Gold (XAU/USD) maintains a mild positive bias above the $2,900 mark during Tuesday’s Asian session but lacks strong bullish momentum, remaining within its recent trading range. Uncertainty over U.S. trade policy and expectations of Federal Reserve rate cuts provide support, while a rebound in Treasury yields and a stronger U.S. dollar limit further gains.
Trade War Fears and Fed Rate Cut Bets Support Gold
Investor concerns over U.S. President Donald Trump’s threat of reciprocal tariffs continue to drive safe-haven demand for gold. His latest warning, including potential auto tariffs as early as April 2, has fueled fears of a global trade war, underpinning the metal’s appeal.

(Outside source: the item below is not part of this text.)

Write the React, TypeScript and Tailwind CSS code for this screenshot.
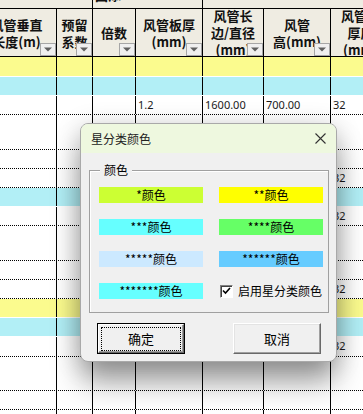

Meanwhile, weaker U.S. retail sales data and mixed inflation signals have strengthened expectations that the Federal Reserve may cut rates later in the year, with Fed Funds Futures pricing in a 40-basis-point reduction in 2025. However, Fed officials remain cautious. Philadelphia Fed President Patrick Harker emphasized data-driven policy decisions, while Governor Michelle Bowman noted that high asset prices might slow inflation progress. Governor Christopher Waller, however, signaled that rate cuts could be appropriate if inflation follows 2024’s trend.
Gold Faces Key Technical Levels
From a technical standpoint, gold’s consolidation phase suggests a bullish bias following its recent record highs. Momentum indicators remain positive, though the Relative Strength Index (RSI) is near overbought levels, indicating possible resistance ahead.
Immediate resistance lies at $2,925, with a breakout targeting the all-time high of $2,942-$2,943. A decisive move above this zone could extend gold’s two-month rally.
On the downside, support is seen at $2,878-$2,876, with further buying interest expected around $2,860-$2,855. A deeper decline could test $2,834, and a break below this level may accelerate losses toward $2,815, $2,800, and ultimately $2,785-$2,784.
Market Focus on Economic Data and Fed Speeches
Traders are watching the Empire State Manufacturing Index release and speeches from key Federal Open Market Committee (FOMC) members for further market direction. While gold’s long-term outlook remains bullish, near-term movement will depend on U.S. economic signals and the strength of the dollar.